→ Required work:
Collect all lines containing the word "screenshot" from the data.

→ Exercise inputs:
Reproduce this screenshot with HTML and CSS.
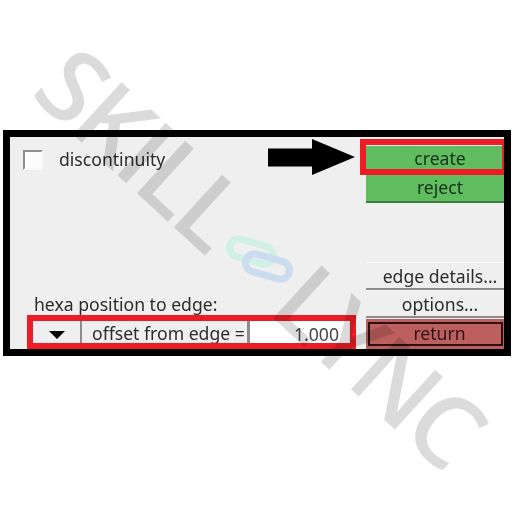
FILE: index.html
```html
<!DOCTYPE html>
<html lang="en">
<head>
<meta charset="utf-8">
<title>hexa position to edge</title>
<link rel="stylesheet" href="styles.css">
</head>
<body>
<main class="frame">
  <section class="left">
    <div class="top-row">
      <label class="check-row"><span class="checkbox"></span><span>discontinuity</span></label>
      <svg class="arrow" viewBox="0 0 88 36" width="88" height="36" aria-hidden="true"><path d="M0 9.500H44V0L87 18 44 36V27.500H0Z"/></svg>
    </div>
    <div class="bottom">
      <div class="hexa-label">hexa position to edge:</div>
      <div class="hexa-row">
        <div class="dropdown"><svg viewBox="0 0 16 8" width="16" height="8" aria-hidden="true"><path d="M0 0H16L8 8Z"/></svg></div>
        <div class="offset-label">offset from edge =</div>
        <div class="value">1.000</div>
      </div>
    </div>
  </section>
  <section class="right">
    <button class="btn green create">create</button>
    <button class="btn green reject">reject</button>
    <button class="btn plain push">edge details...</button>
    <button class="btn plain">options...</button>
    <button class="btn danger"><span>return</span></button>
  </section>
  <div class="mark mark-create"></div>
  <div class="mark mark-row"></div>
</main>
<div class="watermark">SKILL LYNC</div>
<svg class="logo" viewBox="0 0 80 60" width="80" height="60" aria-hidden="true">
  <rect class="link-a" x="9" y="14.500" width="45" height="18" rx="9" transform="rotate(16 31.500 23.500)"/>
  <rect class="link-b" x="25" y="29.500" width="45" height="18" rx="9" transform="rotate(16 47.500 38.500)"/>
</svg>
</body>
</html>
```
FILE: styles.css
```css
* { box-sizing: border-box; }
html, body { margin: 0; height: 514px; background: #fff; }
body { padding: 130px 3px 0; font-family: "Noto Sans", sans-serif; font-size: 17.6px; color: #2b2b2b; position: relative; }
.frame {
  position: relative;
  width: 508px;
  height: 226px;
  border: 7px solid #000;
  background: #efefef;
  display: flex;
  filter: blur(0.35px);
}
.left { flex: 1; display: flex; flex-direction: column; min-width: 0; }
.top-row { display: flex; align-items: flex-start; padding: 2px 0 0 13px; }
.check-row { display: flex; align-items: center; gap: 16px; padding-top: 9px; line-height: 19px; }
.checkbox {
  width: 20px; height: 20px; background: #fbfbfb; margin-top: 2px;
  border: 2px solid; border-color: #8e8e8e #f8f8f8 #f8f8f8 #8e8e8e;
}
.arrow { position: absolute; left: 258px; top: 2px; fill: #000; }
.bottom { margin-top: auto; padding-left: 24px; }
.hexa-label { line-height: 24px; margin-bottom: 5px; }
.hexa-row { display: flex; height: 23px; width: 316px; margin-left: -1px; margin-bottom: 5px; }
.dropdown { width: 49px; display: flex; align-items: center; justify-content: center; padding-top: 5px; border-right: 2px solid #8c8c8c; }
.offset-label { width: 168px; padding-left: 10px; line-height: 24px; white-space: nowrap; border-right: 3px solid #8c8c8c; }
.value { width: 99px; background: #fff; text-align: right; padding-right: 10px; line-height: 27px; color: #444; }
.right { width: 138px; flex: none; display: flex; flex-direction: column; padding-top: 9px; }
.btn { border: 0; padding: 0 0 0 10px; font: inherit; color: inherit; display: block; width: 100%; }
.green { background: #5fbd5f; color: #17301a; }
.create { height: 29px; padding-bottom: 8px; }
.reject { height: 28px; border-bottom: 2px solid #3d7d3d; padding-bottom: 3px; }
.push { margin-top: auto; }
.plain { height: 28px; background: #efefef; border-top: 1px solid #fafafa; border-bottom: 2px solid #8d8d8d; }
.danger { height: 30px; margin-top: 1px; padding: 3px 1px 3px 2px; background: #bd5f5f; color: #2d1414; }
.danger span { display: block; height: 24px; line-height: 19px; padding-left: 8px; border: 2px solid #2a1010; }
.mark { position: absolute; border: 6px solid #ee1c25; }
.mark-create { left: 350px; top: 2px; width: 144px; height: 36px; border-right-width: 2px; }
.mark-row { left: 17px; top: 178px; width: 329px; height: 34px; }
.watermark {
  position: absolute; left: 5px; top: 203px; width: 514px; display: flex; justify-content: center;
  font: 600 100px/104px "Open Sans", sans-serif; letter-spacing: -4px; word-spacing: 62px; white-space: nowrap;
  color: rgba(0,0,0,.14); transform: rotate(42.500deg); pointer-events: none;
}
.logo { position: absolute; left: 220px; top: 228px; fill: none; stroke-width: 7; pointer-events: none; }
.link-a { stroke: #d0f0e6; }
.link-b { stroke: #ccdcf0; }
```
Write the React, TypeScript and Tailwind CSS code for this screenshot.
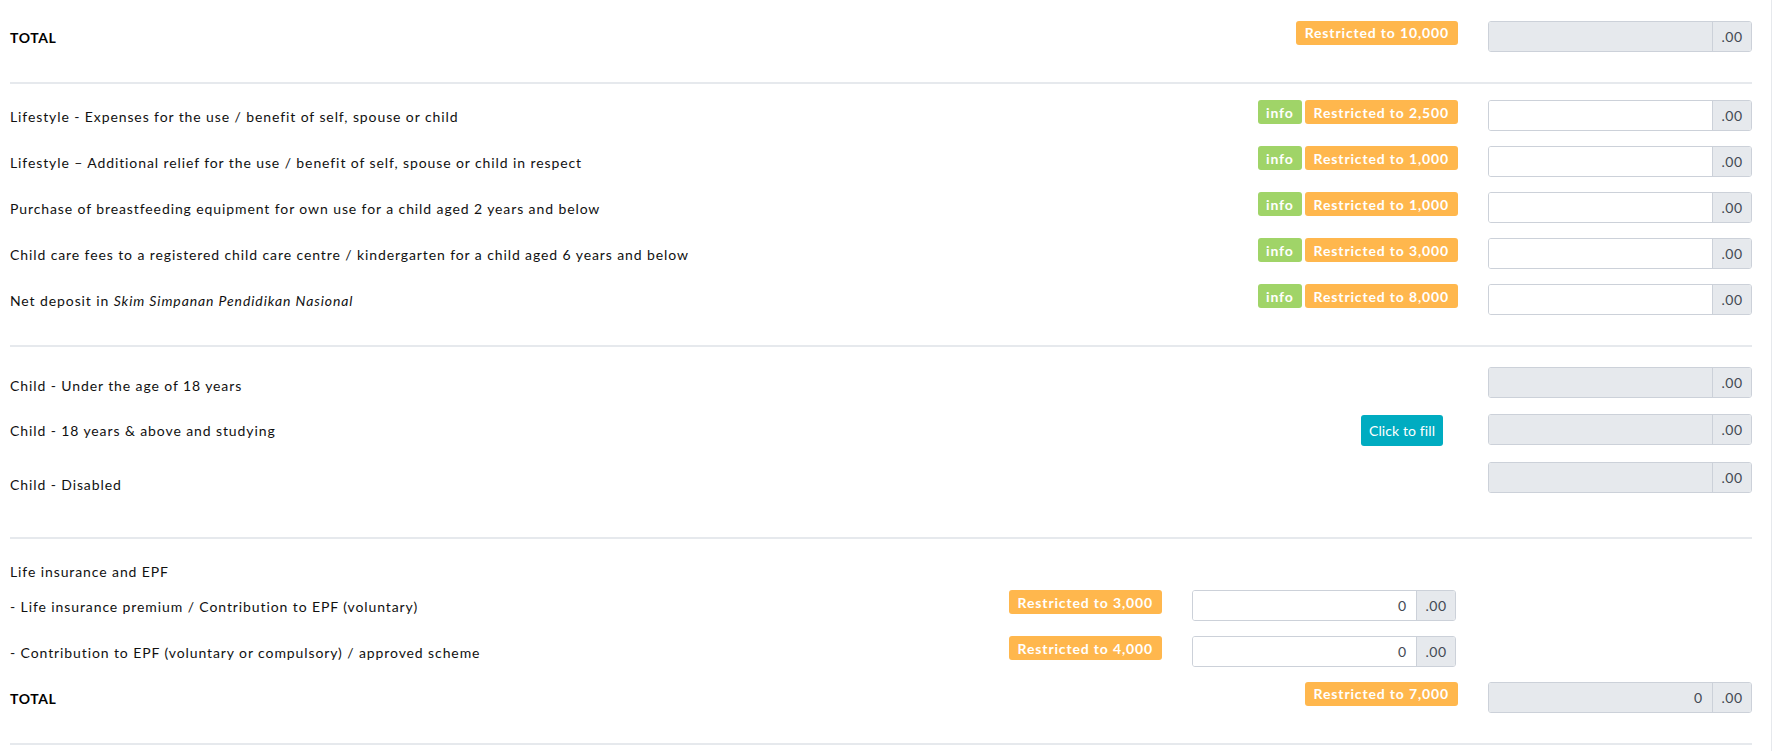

→ Task output:
Reproduce this screenshot with HTML and CSS.
Write the React, TypeScript and Tailwind CSS code for this screenshot.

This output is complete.